═════ Source excerpt

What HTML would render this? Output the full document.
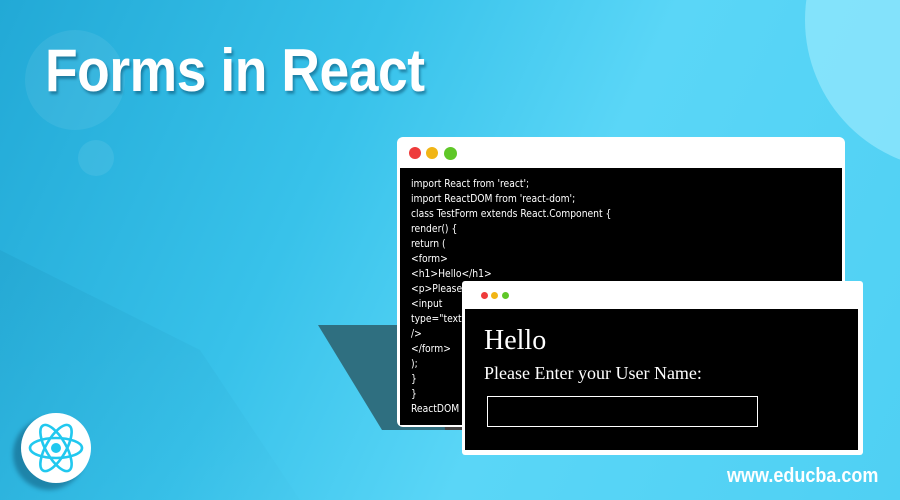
<!DOCTYPE html>
<html><head><style>
*{margin:0;padding:0;box-sizing:border-box}
body{width:900px;height:500px;overflow:hidden;position:relative;font-family:"Liberation Sans",sans-serif;
background:linear-gradient(115deg,#22a9d6 0%,#38c2ea 35%,#5ad6f7 60%,#4fd0f3 100%)}
.abs{position:absolute}
.title{left:45px;top:36px;font-size:60px;font-weight:bold;color:#fff;transform:scaleX(0.89);transform-origin:left top;text-shadow:2px 3px 3px rgba(0,60,90,.45);letter-spacing:-0.5px;white-space:nowrap}
.win{background:#fff;border-radius:6px}
.code{font-size:11px;color:#fff;line-height:15px;font-family:"DejaVu Sans Condensed","Liberation Sans",sans-serif;transform:scaleX(0.93);transform-origin:left top;white-space:nowrap}
.dot{position:absolute;border-radius:50%}
</style></head><body>
<div class="abs" style="left:805px;top:-130px;width:300px;height:300px;border-radius:50%;background:#8fe6fd;opacity:.8"></div>
<div class="abs" style="left:25px;top:30px;width:100px;height:100px;border-radius:50%;background:rgba(255,255,255,.07)"></div>
<div class="abs" style="left:78px;top:140px;width:36px;height:36px;border-radius:50%;background:rgba(255,255,255,.08)"></div>
<div class="abs" style="left:0;top:250px;width:500px;height:250px;background:linear-gradient(160deg,rgba(0,80,120,.08),rgba(0,80,120,.0));clip-path:polygon(0 0,40% 40%,60% 100%,0 100%)"></div>
<svg class="abs" style="left:0;top:0" width="900" height="500">
<polygon points="318,325 470,325 470,430 382,430" fill="#2f6f80"/>
<polygon points="440,380 470,380 470,430 445,430" fill="#444"/>
</svg>
<div class="title abs">Forms in React</div>

<div class="abs win" style="left:397px;top:137px;width:448px;height:290px">
<div class="dot" style="left:12px;top:10px;width:12px;height:12px;background:#ee3b3b"></div>
<div class="dot" style="left:29px;top:10px;width:12px;height:12px;background:#f1b515"></div>
<div class="dot" style="left:47px;top:10px;width:13px;height:13px;background:#5fc728"></div>
<div class="abs" style="left:3px;top:31px;width:442px;height:257px;background:#000;padding:8px 11px">
<div class="code">import React from 'react';<br>import ReactDOM from 'react-dom';<br>class TestForm extends React.Component {<br>render() {<br>return (<br>&lt;form&gt;<br>&lt;h1&gt;Hello&lt;/h1&gt;<br>&lt;p&gt;Please<br>&lt;input<br>type="text<br>/&gt;<br>&lt;/form&gt;<br>);<br>}<br>}<br>ReactDOM</div>
</div></div>

<div class="abs win" style="left:462px;top:281px;width:401px;height:174px;border-radius:3px">
<div class="dot" style="left:19px;top:11px;width:7px;height:7px;background:#ee3b3b"></div>
<div class="dot" style="left:29px;top:11px;width:7px;height:7px;background:#f1b515"></div>
<div class="dot" style="left:40px;top:11px;width:7px;height:7px;background:#5fc728"></div>
<div class="abs" style="left:3px;top:28px;width:393px;height:141px;background:#000;font-family:'Liberation Serif',serif;color:#fff">
<div class="abs" style="left:19px;top:16px;font-size:28px">Hello</div>
<div class="abs" style="left:19px;top:54px;font-size:18px">Please Enter your User Name:</div>
<div class="abs" style="left:22px;top:87px;width:271px;height:31px;border:1px solid #fff"></div>
</div></div>

<div class="abs" style="left:13px;top:418px;width:72px;height:72px;border-radius:50%;background:rgba(0,40,70,.35);filter:blur(2px)"></div>
<svg class="abs" style="left:21px;top:413px" width="70" height="70" viewBox="0 0 70 70">
<circle cx="35" cy="35" r="35" fill="#fff"/>
<g fill="none" stroke="#21c8ef" stroke-width="2.6">
<ellipse cx="35" cy="35" rx="26" ry="10"/>
<ellipse cx="35" cy="35" rx="26" ry="10" transform="rotate(60 35 35)"/>
<ellipse cx="35" cy="35" rx="26" ry="10" transform="rotate(-60 35 35)"/>
</g><circle cx="35" cy="35" r="5" fill="#21c8ef"/></svg>
<div class="abs" style="left:727px;top:465px;font-size:20px;font-weight:bold;color:#fff;transform:scaleX(0.9);transform-origin:left top;white-space:nowrap">www.educba.com</div>
</body></html>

══════════

» Exercise instructions
Reproduce the material word for word. Any pictures should be left out of the copy.

» Solution to the problem
What HTML would render this? Output the full document.
<!DOCTYPE html>
<html><head><style>
*{margin:0;padding:0;box-sizing:border-box}
body{width:900px;height:500px;overflow:hidden;position:relative;font-family:"Liberation Sans",sans-serif;
background:linear-gradient(115deg,#22a9d6 0%,#38c2ea 35%,#5ad6f7 60%,#4fd0f3 100%)}
.abs{position:absolute}
.title{left:45px;top:36px;font-size:60px;font-weight:bold;color:#fff;transform:scaleX(0.89);transform-origin:left top;text-shadow:2px 3px 3px rgba(0,60,90,.45);letter-spacing:-0.5px;white-space:nowrap}
.win{background:#fff;border-radius:6px}
.code{font-size:11px;color:#fff;line-height:15px;font-family:"DejaVu Sans Condensed","Liberation Sans",sans-serif;transform:scaleX(0.93);transform-origin:left top;white-space:nowrap}
.dot{position:absolute;border-radius:50%}
</style></head><body>
<div class="abs" style="left:805px;top:-130px;width:300px;height:300px;border-radius:50%;background:#8fe6fd;opacity:.8"></div>
<div class="abs" style="left:25px;top:30px;width:100px;height:100px;border-radius:50%;background:rgba(255,255,255,.07)"></div>
<div class="abs" style="left:78px;top:140px;width:36px;height:36px;border-radius:50%;background:rgba(255,255,255,.08)"></div>
<div class="abs" style="left:0;top:250px;width:500px;height:250px;background:linear-gradient(160deg,rgba(0,80,120,.08),rgba(0,80,120,.0));clip-path:polygon(0 0,40% 40%,60% 100%,0 100%)"></div>
<svg class="abs" style="left:0;top:0" width="900" height="500">
<polygon points="318,325 470,325 470,430 382,430" fill="#2f6f80"/>
<polygon points="440,380 470,380 470,430 445,430" fill="#444"/>
</svg>
<div class="title abs">Forms in React</div>

<div class="abs win" style="left:397px;top:137px;width:448px;height:290px">
<div class="dot" style="left:12px;top:10px;width:12px;height:12px;background:#ee3b3b"></div>
<div class="dot" style="left:29px;top:10px;width:12px;height:12px;background:#f1b515"></div>
<div class="dot" style="left:47px;top:10px;width:13px;height:13px;background:#5fc728"></div>
<div class="abs" style="left:3px;top:31px;width:442px;height:257px;background:#000;padding:8px 11px">
<div class="code">import React from 'react';<br>import ReactDOM from 'react-dom';<br>class TestForm extends React.Component {<br>render() {<br>return (<br>&lt;form&gt;<br>&lt;h1&gt;Hello&lt;/h1&gt;<br>&lt;p&gt;Please<br>&lt;input<br>type="text<br>/&gt;<br>&lt;/form&gt;<br>);<br>}<br>}<br>ReactDOM</div>
</div></div>

<div class="abs win" style="left:462px;top:281px;width:401px;height:174px;border-radius:3px">
<div class="dot" style="left:19px;top:11px;width:7px;height:7px;background:#ee3b3b"></div>
<div class="dot" style="left:29px;top:11px;width:7px;height:7px;background:#f1b515"></div>
<div class="dot" style="left:40px;top:11px;width:7px;height:7px;background:#5fc728"></div>
<div class="abs" style="left:3px;top:28px;width:393px;height:141px;background:#000;font-family:'Liberation Serif',serif;color:#fff">
<div class="abs" style="left:19px;top:16px;font-size:28px">Hello</div>
<div class="abs" style="left:19px;top:54px;font-size:18px">Please Enter your User Name:</div>
<div class="abs" style="left:22px;top:87px;width:271px;height:31px;border:1px solid #fff"></div>
</div></div>

<div class="abs" style="left:13px;top:418px;width:72px;height:72px;border-radius:50%;background:rgba(0,40,70,.35);filter:blur(2px)"></div>
<svg class="abs" style="left:21px;top:413px" width="70" height="70" viewBox="0 0 70 70">
<circle cx="35" cy="35" r="35" fill="#fff"/>
<g fill="none" stroke="#21c8ef" stroke-width="2.6">
<ellipse cx="35" cy="35" rx="26" ry="10"/>
<ellipse cx="35" cy="35" rx="26" ry="10" transform="rotate(60 35 35)"/>
<ellipse cx="35" cy="35" rx="26" ry="10" transform="rotate(-60 35 35)"/>
</g><circle cx="35" cy="35" r="5" fill="#21c8ef"/></svg>
<div class="abs" style="left:727px;top:465px;font-size:20px;font-weight:bold;color:#fff;transform:scaleX(0.9);transform-origin:left top;white-space:nowrap">www.educba.com</div>
</body></html>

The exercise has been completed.